### PROBLEM STATEMENT:
Count each line below that has "this" anywhere in it. Answer with the total alone.

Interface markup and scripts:

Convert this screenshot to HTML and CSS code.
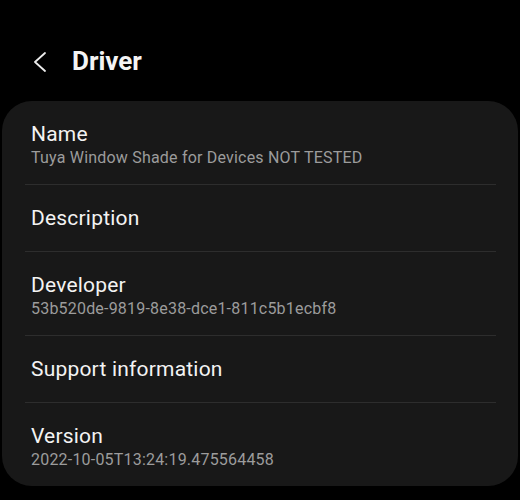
FILE: index.html
```html
<!DOCTYPE html>
<html>
<head>
<meta charset="utf-8">
<link rel="stylesheet" href="styles.css">
</head>
<body>
<div class="screen">
  <header class="topbar">
    <svg class="back" width="14" height="20" viewBox="0 0 14 20"><path d="M12 1 L2 10 L12 19" fill="none" stroke="#ececec" stroke-width="1.8" stroke-linecap="round" stroke-linejoin="round"/></svg>
    <h1 class="title">Driver</h1>
  </header>
  <section class="card">
    <div class="row two">
      <div class="label">Name</div>
      <div class="sub">Tuya Window Shade for Devices NOT TESTED</div>
    </div>
    <div class="row one">
      <div class="label">Description</div>
    </div>
    <div class="row two">
      <div class="label">Developer</div>
      <div class="sub">53b520de-9819-8e38-dce1-811c5b1ecbf8</div>
    </div>
    <div class="row one">
      <div class="label">Support information</div>
    </div>
    <div class="row two last">
      <div class="label">Version</div>
      <div class="sub">2022-10-05T13:24:19.475564458</div>
    </div>
  </section>
</div>
</body>
</html>
```
FILE: styles.css
```css
html, body {
  margin: 0;
  padding: 0;
  background: #000;
}
body {
  font-family: Roboto, "Noto Sans", sans-serif;
  color: #f2f2f2;
  width: 520px;
  height: 500px;
  overflow: hidden;
}
.screen {
  padding-top: 40px;
}
.topbar {
  display: flex;
  align-items: center;
  height: 42px;
  padding-left: 33px;
  gap: 25px;
}
.back {
  display: block;
  margin-top: 2px;
}
.title {
  margin: 0;
  font-size: 26px;
  font-weight: 700;
  line-height: 30px;
  color: #f4f4f4;
}
.card {
  margin: 19px 2px 0 2px;
  background: #181818;
  border-radius: 30px;
  padding: 0 22px 0 23px;
}
.row {
  border-bottom: 1px solid #2d2d2d;
  padding: 0 6px;
}
.row.last {
  border-bottom: none;
}
.row.two {
  padding-top: 21px;
  padding-bottom: 16px;
}
.row.one {
  padding-top: 21px;
  padding-bottom: 21px;
}
.label {
  font-size: 21px;
  line-height: 24px;
  letter-spacing: 0.2px;
  color: #f3f3f3;
}
.sub {
  margin-top: 2px;
  font-size: 16px;
  line-height: 20px;
  letter-spacing: 0.2px;
  color: #9c9c9c;
}
```
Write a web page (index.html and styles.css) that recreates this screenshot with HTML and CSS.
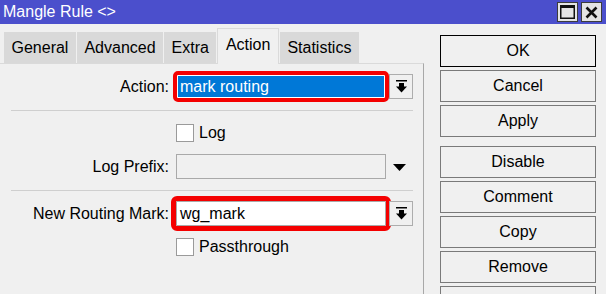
FILE: index.html
```html
<!DOCTYPE html>
<html>
<head>
<meta charset="utf-8">
<link rel="stylesheet" href="styles.css">
</head>
<body>
<div class="window">
  <div class="titlebar">
    <span class="title">Mangle Rule &lt;&gt;</span>
    <div class="wbtns">
      <span class="wbtn"><svg width="15" height="14" viewBox="0 0 15 14"><rect x="0.75" y="0.75" width="13.5" height="12.5" fill="none" stroke="#111" stroke-width="1.5"/><rect x="0" y="0" width="15" height="3" fill="#111"/></svg></span>
      <span class="wbtn"><svg width="13" height="13" viewBox="0 0 13 13"><path d="M1.5 1.5L11.5 11.5M11.5 1.5L1.5 11.5" stroke="#111" stroke-width="2.6"/></svg></span>
    </div>
  </div>
  <div class="main">
    <div class="left">
      <div class="tabs">
        <div class="tab">General</div>
        <div class="tab">Advanced</div>
        <div class="tab">Extra</div>
        <div class="tab active">Action</div>
        <div class="tab">Statistics</div>
      </div>
      <div class="panel">
        <div class="row">
          <label class="lbl">Action:</label>
          <div class="field sel hl1">mark routing</div>
          <div class="ddbtn"><svg width="11" height="13" viewBox="0 0 11 13"><rect x="0" y="0" width="11" height="1.5" fill="#000"/><rect x="3" y="3" width="5" height="4" fill="#000"/><polygon points="0,6.5 11,6.5 5.5,12.5" fill="#000"/></svg></div>
        </div>
        <div class="sep s1"></div>
        <div class="crow c1"><span class="cb"></span><span>Log</span></div>
        <div class="row r2">
          <label class="lbl">Log Prefix:</label>
          <div class="field dis"></div>
          <div class="ddtri"><svg width="13" height="7" viewBox="0 0 13 7"><polygon points="0,0 13,0 6.5,7" fill="#000"/></svg></div>
        </div>
        <div class="sep s2"></div>
        <div class="row">
          <label class="lbl">New Routing Mark:</label>
          <div class="field hl2">wg_mark</div>
          <div class="ddbtn"><svg width="11" height="13" viewBox="0 0 11 13"><rect x="0" y="0" width="11" height="1.5" fill="#000"/><rect x="3" y="3" width="5" height="4" fill="#000"/><polygon points="0,6.5 11,6.5 5.5,12.5" fill="#000"/></svg></div>
        </div>
        <div class="crow c2"><span class="cb"></span><span>Passthrough</span></div>
      </div>
    </div>
    <div class="actions">
      <div class="btn ok">OK</div>
      <div class="btn">Cancel</div>
      <div class="btn">Apply</div>
      <div class="btn gapped">Disable</div>
      <div class="btn">Comment</div>
      <div class="btn">Copy</div>
      <div class="btn">Remove</div>
      <div class="btn"></div>
    </div>
  </div>
</div>
</body>
</html>
```
FILE: styles.css
```css
html, body {
  margin: 0;
  padding: 0;
}
body {
  background: #f0f0f0;
  font-family: "Liberation Sans", Arial, sans-serif;
  font-size: 16px;
  color: #000;
  overflow: hidden;
}
.window {
  width: 606px;
  height: 294px;
  display: flex;
  flex-direction: column;
  overflow: hidden;
}
.titlebar {
  height: 24px;
  flex: none;
  background: #4b4fcc;
  color: #fff;
  display: flex;
  align-items: center;
  justify-content: space-between;
  padding: 0 4px 0 3px;
}
.title {
  line-height: 24px;
}
.wbtns {
  display: flex;
  gap: 3px;
}
.wbtn {
  width: 21px;
  height: 20px;
  box-sizing: border-box;
  border: 1px solid #3c3c3c;
  background: #e4e4e4;
  display: flex;
  align-items: center;
  justify-content: center;
}
.main {
  flex: 1;
  display: flex;
  min-height: 0;
}
.left {
  width: 424px;
  display: flex;
  flex-direction: column;
}
.tabs {
  height: 39px;
  flex: none;
  box-sizing: border-box;
  display: flex;
  align-items: flex-end;
  gap: 1px;
  padding-left: 4px;
}
.tab {
  height: 31px;
  padding: 0 7.5px;
  background: #d9d9d9;
  display: flex;
  align-items: center;
}
.tab.active {
  height: 36px;
  box-sizing: border-box;
  background: #f0f0f0;
  border: 1px solid #dadada;
  border-bottom: none;
  margin-bottom: -1px;
  position: relative;
  z-index: 1;
  padding-bottom: 3px;
}
.panel {
  flex: 1;
  border-top: 1px solid #dadada;
  border-right: 1px solid #a8a8a8;
  padding-top: 10px;
  display: flex;
  flex-direction: column;
}
.row {
  display: flex;
  align-items: center;
  height: 25px;
  flex: none;
}
.lbl {
  width: 169px;
  text-align: right;
}
.field {
  width: 210px;
  height: 25px;
  margin-left: 7px;
  box-sizing: border-box;
  border: 1px solid #a9a9a9;
  background: #fff;
  padding-left: 3px;
  display: flex;
  align-items: center;
  white-space: nowrap;
}
.field.sel {
  background: #0078d7;
  color: #fff;
  border: 2px solid #fff;
  padding-left: 2px;
}
.field.dis {
  background: #f0f0f0;
}
.hl1 {
  outline: 4px solid #f40000;
  outline-offset: -1px;
  border-radius: 2px;
}
.hl2 {
  outline: 5px solid #f40000;
  outline-offset: 0;
  border-radius: 1px;
}
.ddbtn, .ddtri {
  width: 24px;
  height: 25px;
  margin-left: 3px;
  box-sizing: border-box;
  display: flex;
  align-items: center;
  justify-content: center;
}
.ddbtn {
  border: 1px solid #adadad;
  background: #f0f0f0;
}
.ddtri {
  padding-top: 2px;
  padding-right: 3px;
}
.sep {
  height: 1px;
  flex: none;
  background: #cfcfcf;
  margin-left: 11px;
  margin-right: 10px;
}
.s1 {
  margin-top: 11px;
  margin-bottom: 13px;
}
.s2 {
  margin-top: 11px;
  margin-bottom: 10px;
}
.crow {
  display: flex;
  align-items: center;
  height: 18px;
  flex: none;
  padding-left: 176px;
  gap: 5px;
}
.c1 {
  margin-bottom: 12px;
}
.c2 {
  margin-top: 12px;
}
.cb {
  width: 18px;
  height: 18px;
  box-sizing: border-box;
  border: 1px solid #9a9a9a;
  background: #fff;
}
.actions {
  width: 156px;
  padding: 11px 0 0 16px;
  display: flex;
  flex-direction: column;
  gap: 3px;
}
.btn {
  height: 32px;
  flex: none;
  box-sizing: border-box;
  border: 1px solid #7a7a7a;
  background: #f0f0f0;
  display: flex;
  align-items: center;
  justify-content: center;
}
.btn.ok {
  border-color: #000;
}
.btn.gapped {
  margin-top: 6px;
}
```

### RESPONSE:
2